### TASK DESCRIPTION
Copy out each line that includes the word "this".

### INFORMATION PROVIDED
——————
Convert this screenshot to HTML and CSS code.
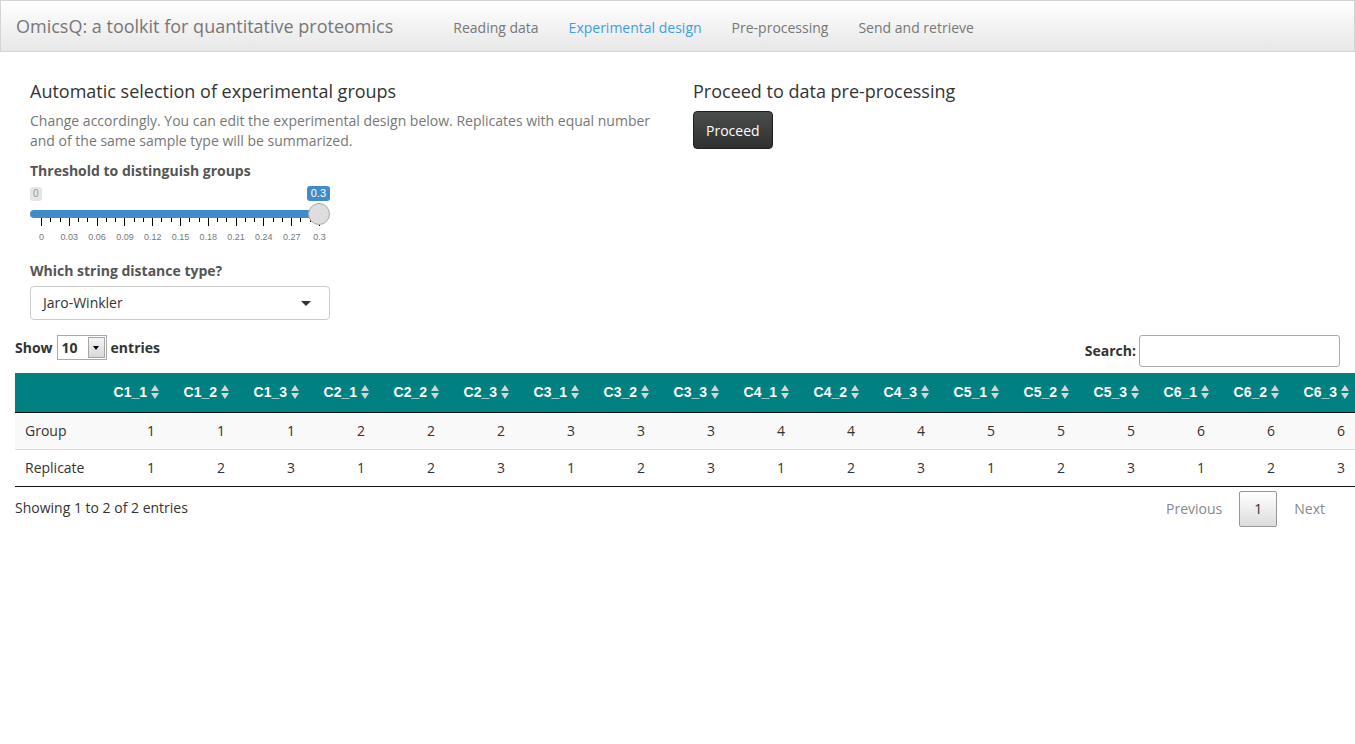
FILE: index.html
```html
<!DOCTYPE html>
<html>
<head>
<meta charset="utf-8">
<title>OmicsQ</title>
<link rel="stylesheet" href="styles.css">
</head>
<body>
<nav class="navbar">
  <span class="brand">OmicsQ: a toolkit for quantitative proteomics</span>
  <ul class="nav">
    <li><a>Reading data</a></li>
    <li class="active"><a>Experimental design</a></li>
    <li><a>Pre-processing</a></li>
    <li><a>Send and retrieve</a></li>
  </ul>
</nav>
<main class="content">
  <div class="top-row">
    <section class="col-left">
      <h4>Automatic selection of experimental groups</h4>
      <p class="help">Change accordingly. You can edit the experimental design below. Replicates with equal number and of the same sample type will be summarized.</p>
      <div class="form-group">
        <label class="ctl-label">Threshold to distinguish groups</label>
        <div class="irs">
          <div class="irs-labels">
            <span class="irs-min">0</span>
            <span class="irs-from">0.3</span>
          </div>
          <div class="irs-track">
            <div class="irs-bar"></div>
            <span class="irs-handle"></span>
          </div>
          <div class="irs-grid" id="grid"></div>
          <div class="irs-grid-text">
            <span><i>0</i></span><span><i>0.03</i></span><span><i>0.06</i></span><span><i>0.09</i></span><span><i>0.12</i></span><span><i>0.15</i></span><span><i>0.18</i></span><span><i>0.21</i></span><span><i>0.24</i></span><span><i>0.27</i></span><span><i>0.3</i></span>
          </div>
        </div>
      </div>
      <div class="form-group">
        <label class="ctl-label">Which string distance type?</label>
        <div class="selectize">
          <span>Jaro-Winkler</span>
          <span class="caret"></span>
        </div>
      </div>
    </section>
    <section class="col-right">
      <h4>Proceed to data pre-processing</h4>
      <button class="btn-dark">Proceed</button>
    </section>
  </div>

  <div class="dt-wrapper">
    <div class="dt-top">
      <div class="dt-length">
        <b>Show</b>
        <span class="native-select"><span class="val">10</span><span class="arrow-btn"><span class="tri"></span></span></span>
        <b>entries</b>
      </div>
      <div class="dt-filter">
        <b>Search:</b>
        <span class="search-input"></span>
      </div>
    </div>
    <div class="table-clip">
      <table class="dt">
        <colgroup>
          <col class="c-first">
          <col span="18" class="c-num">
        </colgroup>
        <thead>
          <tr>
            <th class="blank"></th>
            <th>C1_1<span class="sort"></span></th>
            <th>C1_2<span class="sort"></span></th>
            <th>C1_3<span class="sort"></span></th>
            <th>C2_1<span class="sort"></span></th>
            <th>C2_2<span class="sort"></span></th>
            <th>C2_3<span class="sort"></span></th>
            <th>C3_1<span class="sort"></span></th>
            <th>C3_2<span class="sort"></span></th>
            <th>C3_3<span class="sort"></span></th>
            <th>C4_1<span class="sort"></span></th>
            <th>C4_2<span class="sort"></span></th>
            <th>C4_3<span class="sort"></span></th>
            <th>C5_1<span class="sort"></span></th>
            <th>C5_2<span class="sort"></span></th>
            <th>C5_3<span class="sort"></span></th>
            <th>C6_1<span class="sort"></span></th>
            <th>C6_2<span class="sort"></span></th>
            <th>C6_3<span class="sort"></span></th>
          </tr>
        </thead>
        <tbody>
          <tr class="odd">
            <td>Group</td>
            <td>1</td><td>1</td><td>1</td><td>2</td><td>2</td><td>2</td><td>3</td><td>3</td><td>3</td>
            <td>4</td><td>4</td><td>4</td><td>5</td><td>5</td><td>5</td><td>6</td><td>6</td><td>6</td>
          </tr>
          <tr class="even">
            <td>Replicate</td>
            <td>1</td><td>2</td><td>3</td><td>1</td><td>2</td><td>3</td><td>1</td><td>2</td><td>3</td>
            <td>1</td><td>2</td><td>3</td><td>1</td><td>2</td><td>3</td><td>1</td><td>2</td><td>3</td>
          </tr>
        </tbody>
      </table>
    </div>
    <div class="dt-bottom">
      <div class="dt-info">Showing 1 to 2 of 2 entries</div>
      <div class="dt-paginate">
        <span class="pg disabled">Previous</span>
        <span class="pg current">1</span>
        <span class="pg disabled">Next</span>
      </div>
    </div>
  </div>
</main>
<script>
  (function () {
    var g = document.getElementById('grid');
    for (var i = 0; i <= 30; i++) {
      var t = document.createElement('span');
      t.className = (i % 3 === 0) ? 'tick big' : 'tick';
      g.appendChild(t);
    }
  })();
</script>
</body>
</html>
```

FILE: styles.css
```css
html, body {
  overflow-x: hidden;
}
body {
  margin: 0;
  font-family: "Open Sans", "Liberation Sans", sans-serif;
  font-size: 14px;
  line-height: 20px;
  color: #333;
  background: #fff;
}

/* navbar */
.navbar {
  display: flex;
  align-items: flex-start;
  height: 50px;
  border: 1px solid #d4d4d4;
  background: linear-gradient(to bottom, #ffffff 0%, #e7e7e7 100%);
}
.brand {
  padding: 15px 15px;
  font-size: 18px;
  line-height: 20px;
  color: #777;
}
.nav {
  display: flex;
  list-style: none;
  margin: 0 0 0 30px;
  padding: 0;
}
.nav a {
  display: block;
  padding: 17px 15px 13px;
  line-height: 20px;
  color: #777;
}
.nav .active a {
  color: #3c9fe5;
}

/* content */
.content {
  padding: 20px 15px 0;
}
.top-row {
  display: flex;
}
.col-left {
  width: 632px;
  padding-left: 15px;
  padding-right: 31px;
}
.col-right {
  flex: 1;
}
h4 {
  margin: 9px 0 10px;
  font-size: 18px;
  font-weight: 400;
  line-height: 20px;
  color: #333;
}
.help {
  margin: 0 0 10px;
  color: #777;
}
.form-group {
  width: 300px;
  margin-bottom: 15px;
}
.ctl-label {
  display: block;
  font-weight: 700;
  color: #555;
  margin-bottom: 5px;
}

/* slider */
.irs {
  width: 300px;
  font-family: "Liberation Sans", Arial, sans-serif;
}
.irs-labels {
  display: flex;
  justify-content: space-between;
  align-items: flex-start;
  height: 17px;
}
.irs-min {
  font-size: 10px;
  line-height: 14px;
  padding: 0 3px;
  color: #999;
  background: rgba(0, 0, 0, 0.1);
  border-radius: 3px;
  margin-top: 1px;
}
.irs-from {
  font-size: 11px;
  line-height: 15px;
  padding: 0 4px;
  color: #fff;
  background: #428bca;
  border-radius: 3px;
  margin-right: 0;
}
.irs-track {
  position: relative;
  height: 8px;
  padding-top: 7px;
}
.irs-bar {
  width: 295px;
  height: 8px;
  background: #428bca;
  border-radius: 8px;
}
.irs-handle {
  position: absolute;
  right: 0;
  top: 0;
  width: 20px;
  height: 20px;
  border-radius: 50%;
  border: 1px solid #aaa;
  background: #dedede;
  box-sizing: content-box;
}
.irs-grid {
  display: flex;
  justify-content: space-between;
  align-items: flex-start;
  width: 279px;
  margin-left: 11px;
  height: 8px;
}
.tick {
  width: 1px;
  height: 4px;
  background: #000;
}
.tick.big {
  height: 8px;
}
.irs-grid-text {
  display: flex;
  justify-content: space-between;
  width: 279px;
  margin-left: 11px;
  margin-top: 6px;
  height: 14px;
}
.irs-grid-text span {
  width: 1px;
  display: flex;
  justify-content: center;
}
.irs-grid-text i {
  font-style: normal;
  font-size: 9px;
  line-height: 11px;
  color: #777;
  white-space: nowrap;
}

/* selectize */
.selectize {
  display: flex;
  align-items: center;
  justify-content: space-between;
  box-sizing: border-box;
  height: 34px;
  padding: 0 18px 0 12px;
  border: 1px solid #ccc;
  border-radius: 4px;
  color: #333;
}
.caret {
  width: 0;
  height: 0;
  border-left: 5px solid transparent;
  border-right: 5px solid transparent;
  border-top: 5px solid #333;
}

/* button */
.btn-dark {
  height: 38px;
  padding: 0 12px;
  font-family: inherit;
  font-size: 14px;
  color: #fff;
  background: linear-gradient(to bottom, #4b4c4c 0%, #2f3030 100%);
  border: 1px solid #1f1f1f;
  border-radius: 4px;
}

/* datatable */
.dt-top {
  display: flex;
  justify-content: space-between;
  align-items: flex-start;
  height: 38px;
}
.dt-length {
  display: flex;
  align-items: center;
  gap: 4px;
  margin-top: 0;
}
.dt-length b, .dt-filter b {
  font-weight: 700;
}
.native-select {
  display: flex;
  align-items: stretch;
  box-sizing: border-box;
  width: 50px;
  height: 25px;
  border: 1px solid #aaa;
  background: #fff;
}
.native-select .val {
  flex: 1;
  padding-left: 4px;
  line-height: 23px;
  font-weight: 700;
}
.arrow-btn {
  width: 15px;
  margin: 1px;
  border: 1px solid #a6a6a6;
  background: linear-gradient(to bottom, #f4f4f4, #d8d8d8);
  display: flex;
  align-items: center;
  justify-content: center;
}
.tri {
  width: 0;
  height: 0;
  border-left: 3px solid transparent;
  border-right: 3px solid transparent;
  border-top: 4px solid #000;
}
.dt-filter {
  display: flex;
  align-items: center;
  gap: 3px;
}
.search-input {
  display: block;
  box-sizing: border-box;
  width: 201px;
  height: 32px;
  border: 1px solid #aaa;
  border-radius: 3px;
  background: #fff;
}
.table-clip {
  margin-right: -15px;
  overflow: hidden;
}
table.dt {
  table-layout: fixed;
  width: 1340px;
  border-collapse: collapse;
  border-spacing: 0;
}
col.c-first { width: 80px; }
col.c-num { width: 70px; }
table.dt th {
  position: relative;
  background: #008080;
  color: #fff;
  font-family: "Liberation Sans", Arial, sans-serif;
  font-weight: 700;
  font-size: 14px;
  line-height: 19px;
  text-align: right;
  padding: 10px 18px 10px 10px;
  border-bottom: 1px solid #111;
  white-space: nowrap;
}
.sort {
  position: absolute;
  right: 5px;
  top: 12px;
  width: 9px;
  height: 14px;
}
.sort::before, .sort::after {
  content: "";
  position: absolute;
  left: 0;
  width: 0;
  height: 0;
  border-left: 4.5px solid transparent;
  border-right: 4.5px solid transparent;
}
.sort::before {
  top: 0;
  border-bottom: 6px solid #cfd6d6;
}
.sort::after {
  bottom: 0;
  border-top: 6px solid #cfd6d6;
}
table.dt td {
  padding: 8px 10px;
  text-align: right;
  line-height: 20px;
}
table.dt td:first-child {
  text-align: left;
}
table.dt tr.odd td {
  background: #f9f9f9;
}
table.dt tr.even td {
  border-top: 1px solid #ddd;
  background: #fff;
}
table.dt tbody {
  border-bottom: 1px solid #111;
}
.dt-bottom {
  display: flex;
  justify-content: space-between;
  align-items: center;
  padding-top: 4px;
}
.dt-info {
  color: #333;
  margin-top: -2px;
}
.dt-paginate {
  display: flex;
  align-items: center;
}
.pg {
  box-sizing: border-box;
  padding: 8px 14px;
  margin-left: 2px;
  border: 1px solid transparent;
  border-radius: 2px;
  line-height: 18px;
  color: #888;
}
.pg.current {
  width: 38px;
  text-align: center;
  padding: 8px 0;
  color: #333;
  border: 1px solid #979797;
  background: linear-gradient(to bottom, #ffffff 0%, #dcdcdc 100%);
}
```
——————
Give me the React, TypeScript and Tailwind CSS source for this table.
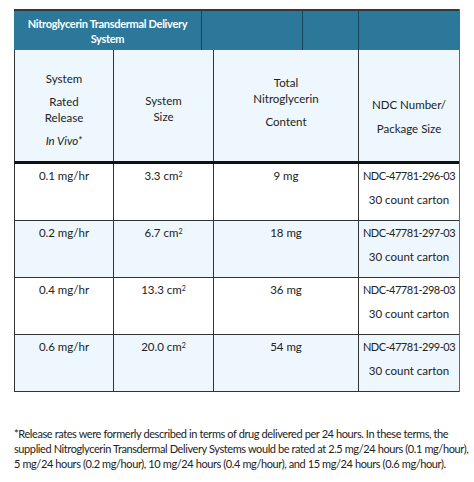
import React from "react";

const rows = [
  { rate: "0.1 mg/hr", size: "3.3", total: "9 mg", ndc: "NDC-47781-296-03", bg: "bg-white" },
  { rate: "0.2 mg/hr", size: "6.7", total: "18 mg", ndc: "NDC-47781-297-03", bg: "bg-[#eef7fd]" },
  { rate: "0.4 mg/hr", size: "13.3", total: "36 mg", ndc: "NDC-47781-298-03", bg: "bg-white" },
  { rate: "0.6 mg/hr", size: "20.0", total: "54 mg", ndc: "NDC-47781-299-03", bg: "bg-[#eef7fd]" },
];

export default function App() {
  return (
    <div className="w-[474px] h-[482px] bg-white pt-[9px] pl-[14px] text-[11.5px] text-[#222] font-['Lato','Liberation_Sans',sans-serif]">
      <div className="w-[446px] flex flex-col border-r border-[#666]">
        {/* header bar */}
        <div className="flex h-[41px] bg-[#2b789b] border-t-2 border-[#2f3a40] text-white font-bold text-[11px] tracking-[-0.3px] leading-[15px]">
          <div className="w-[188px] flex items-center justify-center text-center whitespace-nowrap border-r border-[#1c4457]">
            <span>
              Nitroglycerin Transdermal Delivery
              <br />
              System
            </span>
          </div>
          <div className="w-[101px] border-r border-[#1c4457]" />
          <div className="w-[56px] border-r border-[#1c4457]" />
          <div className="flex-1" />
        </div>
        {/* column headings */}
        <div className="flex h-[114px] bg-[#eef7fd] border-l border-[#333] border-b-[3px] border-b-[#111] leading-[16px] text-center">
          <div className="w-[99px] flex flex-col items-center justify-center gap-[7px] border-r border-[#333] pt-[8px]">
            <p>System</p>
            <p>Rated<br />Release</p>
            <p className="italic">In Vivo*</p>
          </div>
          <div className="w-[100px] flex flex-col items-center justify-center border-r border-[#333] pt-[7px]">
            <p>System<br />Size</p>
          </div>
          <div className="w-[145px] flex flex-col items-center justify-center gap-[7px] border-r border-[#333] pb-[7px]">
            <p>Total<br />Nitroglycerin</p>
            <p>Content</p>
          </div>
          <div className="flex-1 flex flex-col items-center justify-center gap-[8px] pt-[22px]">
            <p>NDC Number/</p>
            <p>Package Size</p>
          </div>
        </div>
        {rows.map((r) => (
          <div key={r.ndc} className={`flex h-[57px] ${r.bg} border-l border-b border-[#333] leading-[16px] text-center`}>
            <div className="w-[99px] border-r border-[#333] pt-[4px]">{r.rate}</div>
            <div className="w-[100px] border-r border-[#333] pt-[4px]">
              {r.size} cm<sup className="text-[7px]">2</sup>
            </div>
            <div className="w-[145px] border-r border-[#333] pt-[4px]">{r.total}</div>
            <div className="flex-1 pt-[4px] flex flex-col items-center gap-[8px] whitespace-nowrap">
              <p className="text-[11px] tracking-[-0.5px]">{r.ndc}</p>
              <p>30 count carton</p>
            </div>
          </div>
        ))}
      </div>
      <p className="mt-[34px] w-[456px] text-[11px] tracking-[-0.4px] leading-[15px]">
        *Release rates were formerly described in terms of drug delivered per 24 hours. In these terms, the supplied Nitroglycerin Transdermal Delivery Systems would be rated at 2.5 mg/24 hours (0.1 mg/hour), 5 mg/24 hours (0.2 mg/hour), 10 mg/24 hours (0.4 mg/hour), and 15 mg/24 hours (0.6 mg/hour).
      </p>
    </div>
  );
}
——————
### ANSWER BELOW
Convert this screenshot to HTML and CSS code.
Give me the React, TypeScript and Tailwind CSS source for this table.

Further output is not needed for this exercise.